Il carretto fantasma è un film cardinale all’interno della produzione svedese ed è stato anche quello che ha saputo aprire le porte di questi film verso l’estero. Dalla seconda metà degli anni '10 il cinema locale era andato infatti raggiungendo vette sempre maggiori, ma solo di rado aveva lasciato la patria complice, secondo Idestam-Almquist, l’opposizione nei confronti di film stranieri durante il periodo bellico. Questo è però un momento magico perché, complice l’apertura de nuovi studi Svensk Filmindustri a Råsunda, nel nord di Stoccolma, è finalmente possibile osare di più a livello sperimentale. Victor Sjöström può quindi girare Il carretto fantasma senza dover scendere a compromessi per dare libero sfogo alla sua espressività. Il testo, tratto da un’opera Selma Lagerlöf che sembra avere echi del dickensiano Canto di Natale, era infatti molto caro a Sjöström perché gli riportava alla mente alcuni traumi subiti.
In breve, il film è incentrato sulla leggenda secondo cui l’ultima persona a morire nella notte di capodanno viene condannata a diventare cocchiere del carro della morte per un anno. Vittima prescelta è David Holm (Sjöström stesso) che in vita si è comportato in maniera indecorosa sfogando la sua rabbia sulla moglie e sui figli ma soprattutto ignorando gli appelli accorati per la redenzione della giovane Edit, membro dell'esercito della salvezza.
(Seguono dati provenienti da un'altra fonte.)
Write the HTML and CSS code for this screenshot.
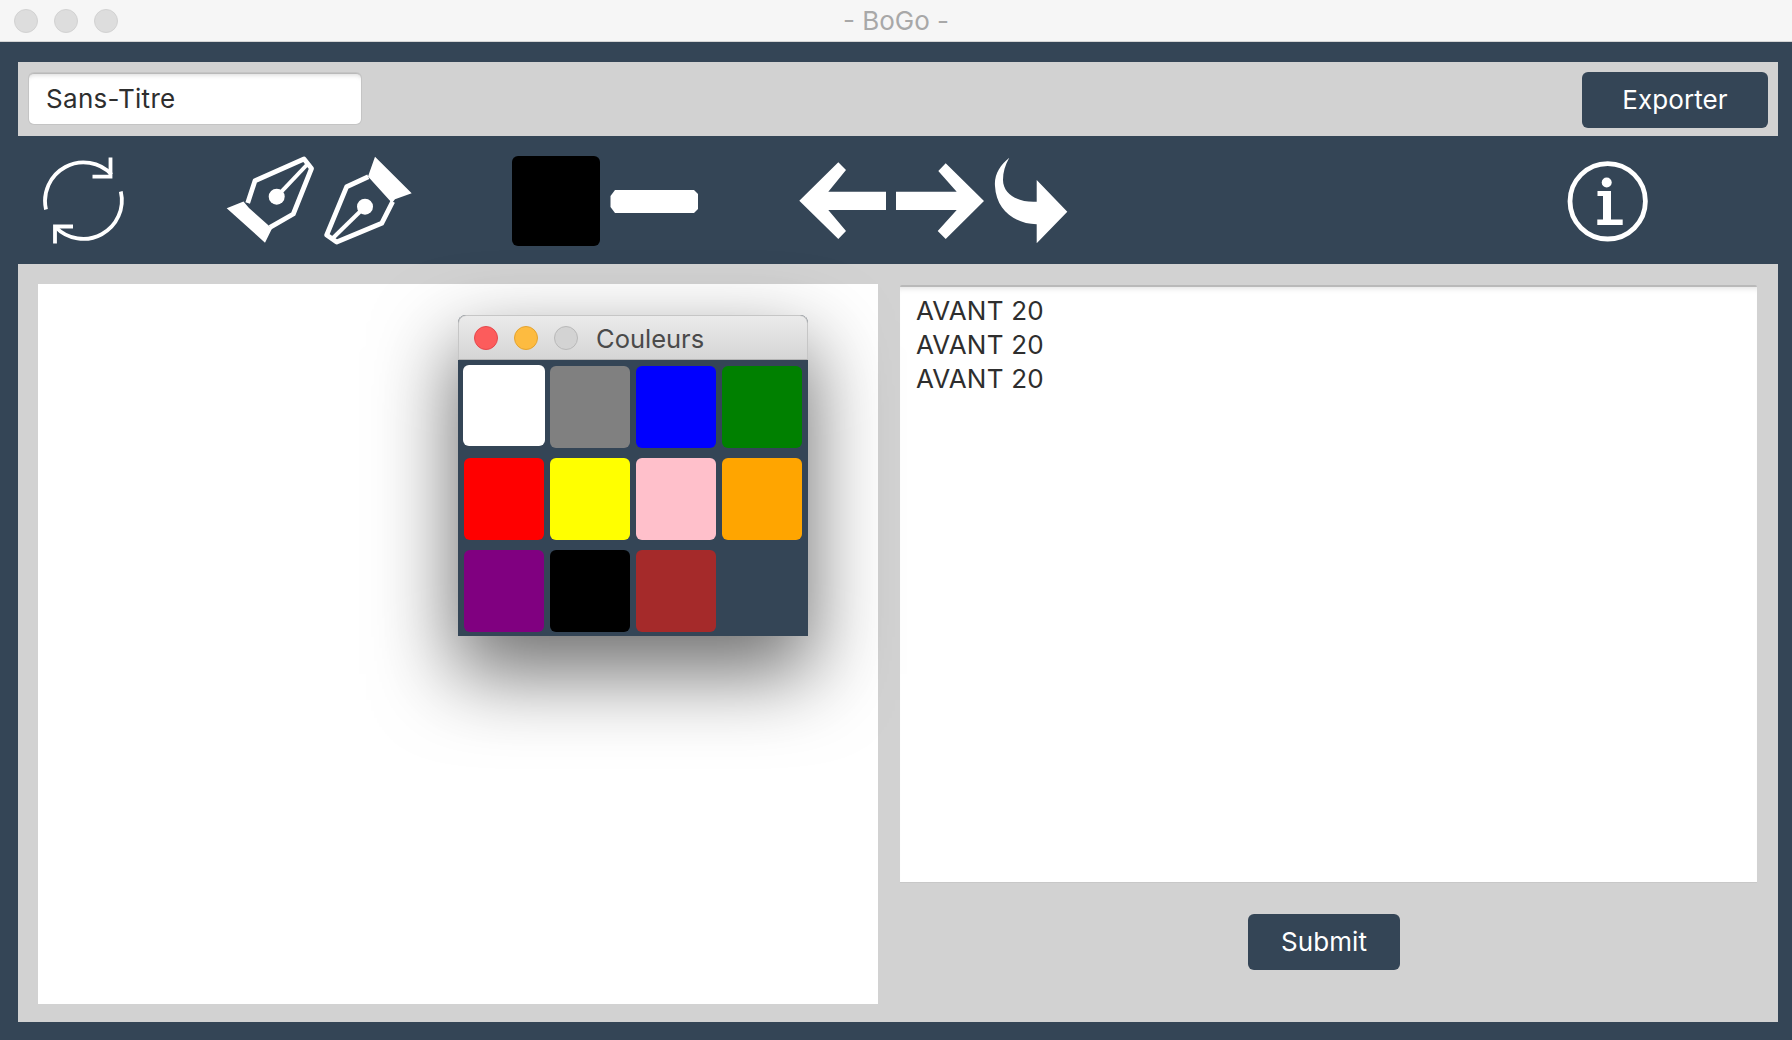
FILE: index.html
```html
<!DOCTYPE html>
<html lang="fr">
<head>
<meta charset="utf-8">
<title>- BoGo -</title>
<link rel="stylesheet" href="styles.css">
</head>
<body>
<div class="app">
  <header class="titlebar">
    <div class="lights">
      <span class="light"></span><span class="light"></span><span class="light"></span>
    </div>
    <div class="app-title">- BoGo -</div>
  </header>
  <main class="frame">
    <section class="top-panel">
      <input class="name-input" type="text" value="Sans-Titre">
      <button class="btn btn-export">Exporter</button>
    </section>
    <nav class="toolbar">
      <svg class="icon" viewBox="42 156 88 90">
        <path class="thin" d="M46 209.5 A38.5 38.5 0 0 1 111.5 174.5"/>
        <path class="thin" d="M110.5 157.5 V176.7 H92.5"/>
        <path class="thin" d="M120.8 191.5 A38.5 38.5 0 0 1 55.5 227"/>
        <path class="thin" d="M55 243.5 V226.5 H73"/>
      </svg>
      <div class="group group-pens">
        <svg class="icon" viewBox="226 156 88 90">
          <path class="solid" d="M226.7 208.3 L243.5 201.5 L249 208 L272 228.5 L265 242.7Z"/>
          <path class="line" d="M247.7 203 L255 180.7 L304 159 L311.5 168.5 L293.3 214 L270 227.3"/>
          <path class="line-thin" d="M276.7 196.7 L306.7 165"/>
          <circle class="dot" cx="276.7" cy="196.7" r="8"/>
        </svg>
        <svg class="icon" viewBox="324 156 88 90">
          <path class="solid" d="M375 156.7 L411.7 193.3 L395 199.3 L392 203 L368 176.5 Z"/>
          <path class="line" d="M368.3 176.7 L346.7 186.7 L326.7 235 L336.7 242 L381.7 223.3 L392.7 201.7"/>
          <path class="line-thin" d="M365 206.7 L332.7 238.3"/>
          <circle class="dot" cx="365" cy="206.7" r="8"/>
        </svg>
      </div>
      <div class="group group-stroke">
        <div class="current-color"></div>
        <svg class="icon" viewBox="610 156 88 90">
          <path class="solid" d="M615 190 H694 L698 194 V209 L694 213 H615 L610.5 207 V196Z"/>
        </svg>
      </div>
      <div class="group group-arrows">
        <svg class="icon" viewBox="798 156 88 90">
          <path class="solid" d="M799.3 200.7 L838.3 162.3 L846 170 L828.3 191.7 H886 V210 H828.3 L846 231 L838.3 239Z"/>
        </svg>
        <svg class="icon" viewBox="896 156 88 90">
          <path class="solid" d="M896 191.7 H956.7 L938.3 171 L945.7 163.3 L984 201 L945.7 239 L937.7 231 L956.7 210 H896Z"/>
        </svg>
        <svg class="icon" viewBox="994 156 88 90">
          <path class="solid" d="M1009.3 157.7 C1000 165 994 175 995 186 C996 210 1015 224 1036.7 224.3 V243.3 L1067.3 211.7 L1036.7 180 V201.7 C1020 203 1003 195 1003 180 C1003 172 1005 165 1009.3 157.7Z"/>
        </svg>
      </div>
      <svg class="icon icon-info" viewBox="1564 156 88 90">
        <circle class="ring" cx="1607.7" cy="201.3" r="37.7"/>
        <circle class="dot" cx="1606.7" cy="182.5" r="5"/>
        <path class="solid" d="M1597.5 191 H1611 V219.5 H1622.7 V225 H1597.3 V219.5 H1603 V196 H1597.5Z"/>
      </svg>
    </nav>
    <section class="work-panel">
      <div class="canvas">
        <div class="palette">
          <div class="palette-title">
            <span class="mini-light mini-red"></span>
            <span class="mini-light mini-yellow"></span>
            <span class="mini-light mini-grey"></span>
            <span class="palette-name">Couleurs</span>
          </div>
          <div class="swatches">
            <div class="swatch sw-white"></div>
            <div class="swatch sw-gray"></div>
            <div class="swatch sw-blue"></div>
            <div class="swatch sw-green"></div>
            <div class="swatch sw-red"></div>
            <div class="swatch sw-yellow"></div>
            <div class="swatch sw-pink"></div>
            <div class="swatch sw-orange"></div>
            <div class="swatch sw-purple"></div>
            <div class="swatch sw-black"></div>
            <div class="swatch sw-brown"></div>
          </div>
        </div>
      </div>
      <div class="side">
        <div class="log">AVANT 20<br>AVANT 20<br>AVANT 20</div>
        <button class="btn btn-submit">Submit</button>
      </div>
    </section>
  </main>
</div>
</body>
</html>
```

FILE: styles.css
```css
* { box-sizing: border-box; }

html, body {
  margin: 0;
  height: 100%;
}

body {
  font-family: Inter, "Liberation Sans", sans-serif;
  background: #344556;
  overflow: hidden;
}

.app {
  width: 1792px;
  height: 1040px;
  display: flex;
  flex-direction: column;
}

.titlebar {
  height: 42px;
  flex: none;
  background: #f6f6f6;
  border-bottom: 1px solid #d4d4d4;
  display: flex;
  align-items: center;
  position: relative;
}

.lights {
  display: flex;
  gap: 16px;
  margin-left: 14px;
}

.light {
  width: 24px;
  height: 24px;
  border-radius: 50%;
  background: #dddddd;
  border: 1px solid #d2d2d2;
}

.app-title {
  position: absolute;
  left: 0;
  right: 0;
  top: 6px;
  text-align: center;
  font-size: 26px;
  line-height: 30px;
  color: #a8a8a8;
}

.frame {
  flex: 1;
  display: flex;
  flex-direction: column;
  padding: 20px 14px 18px 18px;
}

.top-panel {
  height: 74px;
  flex: none;
  background: #d2d2d2;
  display: flex;
  justify-content: space-between;
  align-items: flex-start;
  padding: 10px 10px 0 11px;
}

.name-input {
  width: 332px;
  height: 51px;
  margin-top: 1px;
  padding: 0 16px 1px 17px;
  background: #fff;
  border: 0;
  border-top: 1px solid #b9b9b9;
  border-radius: 5px;
  box-shadow: inset 0 5px 5px -4px #d8d8d8, 0 0 0 1px #c4c4c4;
  font: 26px Inter, sans-serif;
  letter-spacing: 0.3px;
  color: #2e2e2e;
  outline: none;
}

.btn {
  border: 0;
  border-radius: 6px;
  background: #344556;
  color: #fff;
  font-family: Inter, sans-serif;
  font-size: 26px;
  letter-spacing: 0.1px;
  padding: 0;
}

.btn-export {
  width: 186px;
  height: 56px;
  padding-bottom: 1px;
}

.toolbar {
  height: 128px;
  flex: none;
  display: flex;
  align-items: flex-start;
  padding: 20px 126px 0 24px;
}

.icon {
  width: 88px;
  height: 90px;
  flex: none;
  display: block;
}

.group {
  display: flex;
  gap: 10px;
}

.group-pens { margin-left: 96px; }
.group-stroke { margin-left: 100px; }
.group-arrows { margin-left: 100px; }
.icon-info { margin-left: auto; }

.current-color {
  width: 88px;
  height: 90px;
  background: #000;
  border-radius: 6px;
}

.thin, .line, .line-thin, .ring {
  fill: none;
  stroke: #fff;
}
.thin { stroke-width: 3.8; }
.line { stroke-width: 4.8; stroke-linejoin: round; }
.line-thin { stroke-width: 4; }
.ring { stroke-width: 4.8; }
.solid, .dot { fill: #fff; }

.work-panel {
  flex: 1;
  background: #d2d2d2;
  display: flex;
  align-items: flex-start;
  padding: 20px 0 0 20px;
}

.canvas {
  width: 840px;
  height: 720px;
  background: #fff;
  position: relative;
}

.palette {
  position: absolute;
  left: 420px;
  top: 31px;
  width: 350px;
  height: 321px;
  background: #344556;
  border-radius: 8px 8px 0 0;
  box-shadow: 0 34px 80px 4px rgba(0, 0, 0, 0.56);
}

.palette-title {
  height: 45px;
  background: linear-gradient(#ebebeb, #d5d5d5);
  border: 1px solid #c6c6c6;
  border-bottom-color: #b4b4b4;
  border-radius: 8px 8px 0 0;
  display: flex;
  align-items: center;
  padding-left: 15px;
  gap: 16px;
}

.mini-light {
  width: 24px;
  height: 24px;
  border-radius: 50%;
  border: 1px solid;
}
.mini-red { background: #fc5c5c; border-color: #e5484d; }
.mini-yellow { background: #fdbb40; border-color: #e4a32f; }
.mini-grey { background: #d3d3d3; border-color: #b9b9b9; }

.palette-name {
  margin: 2px 0 0 2px;
  font-size: 25.5px;
  color: #4a4a4a;
}

.swatches {
  display: grid;
  grid-template-columns: repeat(4, 80px);
  grid-auto-rows: 82px;
  column-gap: 6px;
  row-gap: 10px;
  padding: 6px;
}

.swatch { border-radius: 6px; }
.sw-white { background: #fff; margin: -1px -1px 2px -1px; }
.sw-gray { background: #808080; }
.sw-blue { background: #0000ff; }
.sw-green { background: #008000; }
.sw-red { background: #ff0000; }
.sw-yellow { background: #ffff00; }
.sw-pink { background: #ffc0cb; }
.sw-orange { background: #ffa500; }
.sw-purple { background: #800080; }
.sw-black { background: #000; }
.sw-brown { background: #a52a2a; }

.side {
  width: 857px;
  margin-left: 21.5px;
  display: flex;
  flex-direction: column;
  align-items: flex-start;
}

.log {
  width: 857px;
  height: 598px;
  margin-top: 1px;
  padding: 7px 16.5px;
  background: #fff;
  border-top: 2px solid #b9b9b9;
  border-bottom: 1px solid #c8c8c8;
  border-radius: 2px 2px 0 0;
  box-shadow: inset 0 6px 6px -5px #dedede;
  font-size: 26px;
  letter-spacing: 0.2px;
  line-height: 34px;
  color: #2e2e2e;
}

.btn-submit {
  width: 152px;
  height: 56px;
  margin: 31px 0 0 348.5px;
  padding-bottom: 1px;
}
```
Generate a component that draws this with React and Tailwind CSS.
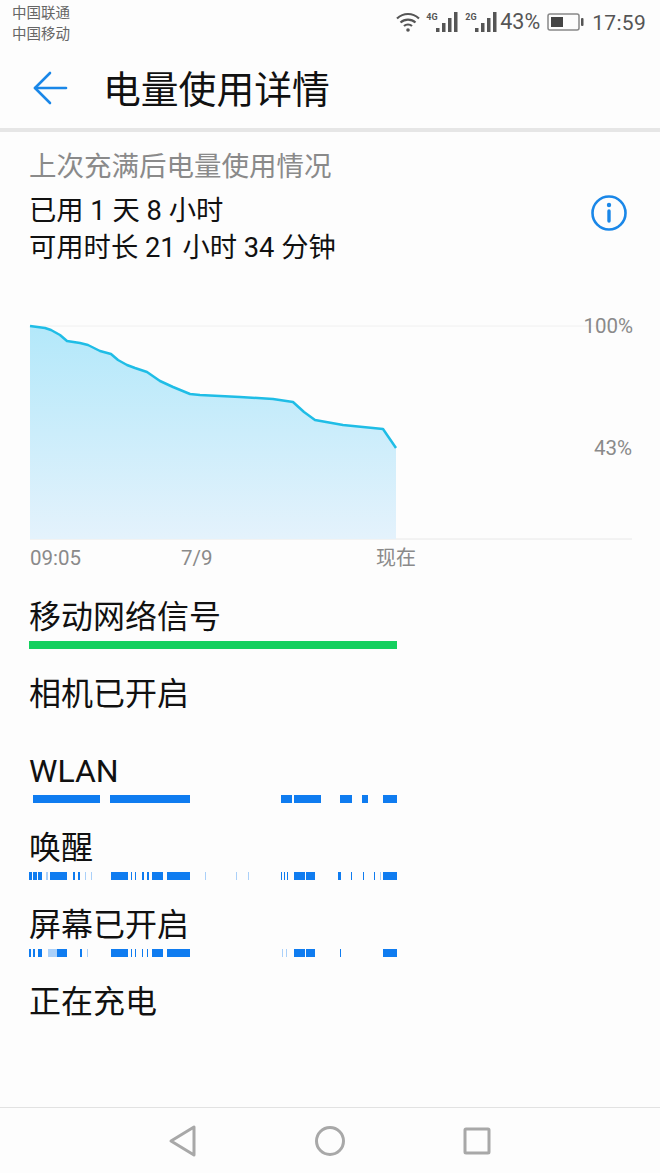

Ma tutto può cambiare perché proprio Edit, in letto di morte per una tisi fulminante presa proprio da David, crede ancora nel cambiamento di David. Assistito dal vecchio carrettiere, l'uomo rivive il suo passato e scopre le tragedie che, a causa sua, stanno per avvenire nel presente e finalmente si pente promettendo di cambiare totalmente la sua vita.
Sjöström vede nella Signora Holm il ritratto della madre, attrice costretta a passare dagli agi alla vita da domestica a causa del disastro finanziario combinato presumibilmente dal padre. L’amata madre sarebbe poi morta lasciando il posto ad una matrigna con cui il regista, che non aveva neanche dieci anni, avrà un rapporto molto burrascoso tanto da spingere il padre a mandarlo dalla nonna. Nel caratterizzare i personaggi, il regista svedese usa un approccio naturalista e riesce, privando totalmente David di trucco e con atteggiamenti irridenti e meschini, a costruire un personaggio molto forte nella sua meschinità. La cura nei dettagli è manicale e si realizza nella ricerca di gesti ed espressioni ricorrenti che servono a dare maggiore spessore ai diversi personaggi.
L’elemento centrale che ancora oggi lascia stupefatti è rappresentato dall’effetto ectoplasmatico reso, non senza grandi difficoltà tecniche, arrivando a imprimere la pellicola fino a 4 volte. Vedere il carretto fantasma scorrazzare nel mare e il suo cocchiere andare fin sotto l’acqua per prendere i defunti fa ancora tantissimo effetto. Gli effetti sono poi amplificati dalla scelta di fare sequenze di immagini molto rapide con continui cambi di angoli visuali che passano continuamente da campi lunghi, medi e primi piani per una durata media, a volte forse fin troppo risicata, di 5/6 secondi.
Il film, come detto, fu un successo pur se Sjöström avea preso il rischio di mantenere un elemento discusso dell’opera della Lagerlöf, ovvero il ricorso a tanti flashback che servono a svelare piano piano il passato di Davi Holm. Se per il romanzo questo era un limite perché spezzava il ritmo narrativo, nella versione cinematografica diventa invece un espediente per rendere più interessante la narrazione. Non a caso il successivo adattamento di Duvivier del 1939, che segue le vicende cronologicamente, perde forse di mordente rispetto alla nostra versione muta.